Question

Does there exist a quadratic equation whose coefficients are all distinct irrationals but both the roots are rationals? Why?
A
Yes
B
No
C
Ambiguous
D
Data insufficient

Answer

**step1** Understanding the Problem

The problem asks if it is possible for a special mathematical statement, called a "quadratic equation," to have certain types of numbers. A quadratic equation is a statement where a number, let's call it 'x', is squared, multiplied by another number, and then added to 'x' multiplied by a different number, and finally added to a third number, all equaling zero. The numbers that multiply 'x' squared, 'x', and the constant number are called "coefficients." We are asked if these coefficients can be "distinct irrationals" (meaning they are all different from each other and cannot be written as simple fractions, like the square root of 2) while the "roots" (the specific 'x' values that make the statement true) are "rationals" (meaning they can be written as simple fractions, like 1 or 2).

**step2** Thinking about how equations are formed from their roots

If we know the 'roots' (the answers for 'x') of a quadratic equation, we can work backward to create the equation. Let's choose two rational numbers as our desired roots. For instance, let's pick 1 and 2 as our rational roots. This means that if 'x' is 1, the equation should be true, and if 'x' is 2, the equation should also be true.
We can write expressions that become zero when these values are plugged in: (x - 1) and (x - 2).
If we multiply these two expressions together, the result will be zero if x is 1 (because then x-1 is 0) or if x is 2 (because then x-2 is 0).
So, let's multiply (x - 1) by (x - 2):
(x - 1) multiplied by (x - 2) is equal to:
x multiplied by x (which is $$x^2$$)
minus x multiplied by 2 (which is $$2x$$)
minus 1 multiplied by x (which is $$1x$$ or $$x$$)
plus 1 multiplied by 2 (which is $$2$$).
Combining these parts, we get: $$x^2 - 2x - x + 2$$.
This simplifies to the equation: $$x^2 - 3x + 2 = 0$$.
The coefficients of this equation are 1 (for $$x^2$$), -3 (for $$x$$), and 2 (the constant term). All these coefficients (1, -3, 2) are rational numbers.

**step3** Introducing distinct irrational coefficients

Now, we need to make the coefficients distinct irrational numbers, without changing the rational roots (1 and 2). We can do this by multiplying the entire equation by a non-zero irrational number.
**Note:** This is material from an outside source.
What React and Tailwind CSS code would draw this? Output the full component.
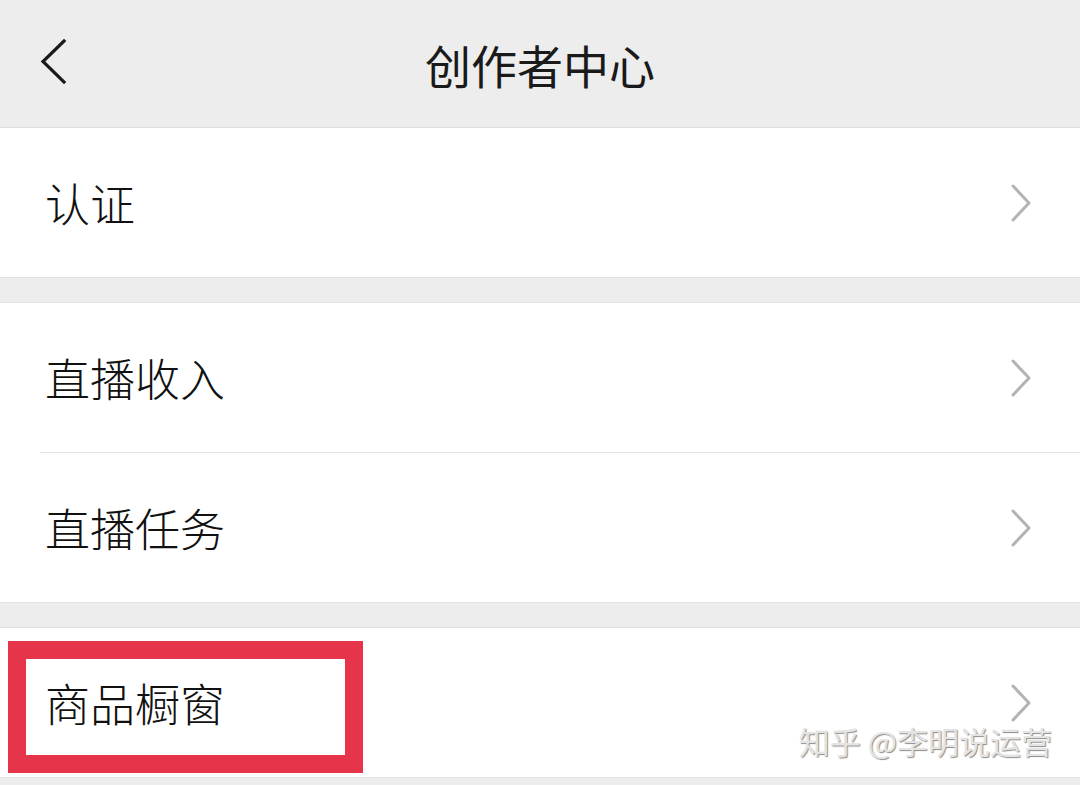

Let's choose the square root of 2 ($$\sqrt{2}$$) as our irrational multiplier.
Our current equation is: $$x^2 - 3x + 2 = 0$$.
Let's multiply every term in this equation by $$\sqrt{2}$$.
($$\sqrt{2}$$ times $$x^2$$) minus ($$\sqrt{2}$$ times $$3x$$) plus ($$\sqrt{2}$$ times $$2$$) equals ($$\sqrt{2}$$ times $$0$$).
This gives us a new equation: $$\sqrt{2}x^2 - 3\sqrt{2}x + 2\sqrt{2} = 0$$.

**step4** Checking the new coefficients and roots

Let's examine the coefficients of this new equation:
The coefficient for $$x^2$$ is $$\sqrt{2}$$. This is an irrational number.
The coefficient for $$x$$ is $$-3\sqrt{2}$$. This is also an irrational number, because it's a rational number (-3) multiplied by an irrational number ($$\sqrt{2}$$).
The constant term is $$2\sqrt{2}$$. This is also an irrational number, because it's a rational number (2) multiplied by an irrational number ($$\sqrt{2}$$).
Now, let's check if these coefficients are distinct (all different from each other):
$$\sqrt{2}$$ (approximately 1.414)
$$-3\sqrt{2}$$ (approximately -4.242)
$$2\sqrt{2}$$ (approximately 2.828)
Since 1, -3, and 2 are distinct rational numbers, when multiplied by a common non-zero irrational factor like $$\sqrt{2}$$, the resulting irrational numbers will also be distinct. So, $$\sqrt{2}$$, $$-3\sqrt{2}$$, and $$2\sqrt{2}$$ are indeed distinct irrational numbers.
Finally, let's check the roots. When we multiply an entire equation by a non-zero number (like $$\sqrt{2}$$), the values of 'x' that make the equation true do not change. If $$x^2 - 3x + 2 = 0$$ has roots 1 and 2, then $$\sqrt{2}(x^2 - 3x + 2) = 0$$ (which is $$\sqrt{2}x^2 - 3\sqrt{2}x + 2\sqrt{2} = 0$$) will still have the same roots, 1 and 2.
Both 1 and 2 are rational numbers.

**step5** Conclusion

We have successfully constructed a quadratic equation whose coefficients ($$\sqrt{2}$$, $$-3\sqrt{2}$$, $$2\sqrt{2}$$) are all distinct irrational numbers, and whose roots (1, 2) are both rational numbers. Therefore, such a quadratic equation does exist.